For accurate resistance calculations, precise area measurement is essential. Here are recommended methods:
- Circular Wires: Measure diameter (D) with calipers and calculate area as A = π(D/2)². For stranded wires, use the equivalent cross-section of all strands combined.
- Rectangular Conductors: Measure width and thickness with calipers and multiply the values (A = width × thickness).
- Irregular Shapes: Use the displacement method (submerge in liquid and measure volume displaced) or image analysis for complex cross-sections.

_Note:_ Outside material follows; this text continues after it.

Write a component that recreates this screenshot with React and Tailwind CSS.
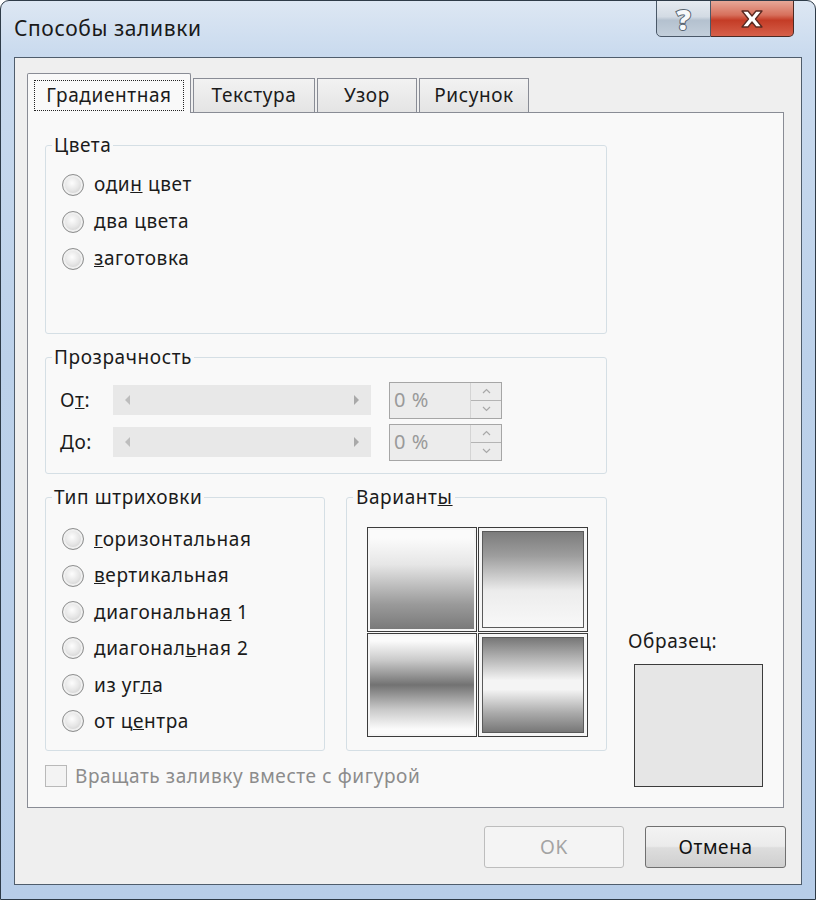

- Manufacturer Data: For standard gauges, refer to wire tables (e.g., AWG standards) which provide precise cross-sectional areas.
Remember that:
- Manufacturing tolerances typically allow ±5-10% variation
- Surface coatings (like tin plating) are usually negligible for area calculations
- For stranded wires, the “equivalent solid area” is typically 90-95% of the sum of individual strand areas
What safety considerations should I keep in mind when working with low-resistance measurements?
Low-resistance measurements often involve high currents, requiring special safety precautions:
- Current Limits: Never exceed the current rating of your conductor or measurement equipment. High currents can cause dangerous heating.
- Short Circuits: Ensure your test setup cannot accidentally short high-current sources. Use appropriate fusing.
- Grounding: Properly ground all measurement equipment to prevent floating potentials and measurement errors.
- Insulation: Verify all connections are properly insulated to prevent accidental contact with high-current paths.
- PPE: Wear appropriate personal protective equipment including insulated gloves when working with high currents.
- Arc Flash: Be aware of arc flash hazards when disconnecting live circuits, especially with inductive loads.
Always follow your organization’s electrical safety procedures and consult standards like OSHA 1910.331-.335 for electrical safety requirements.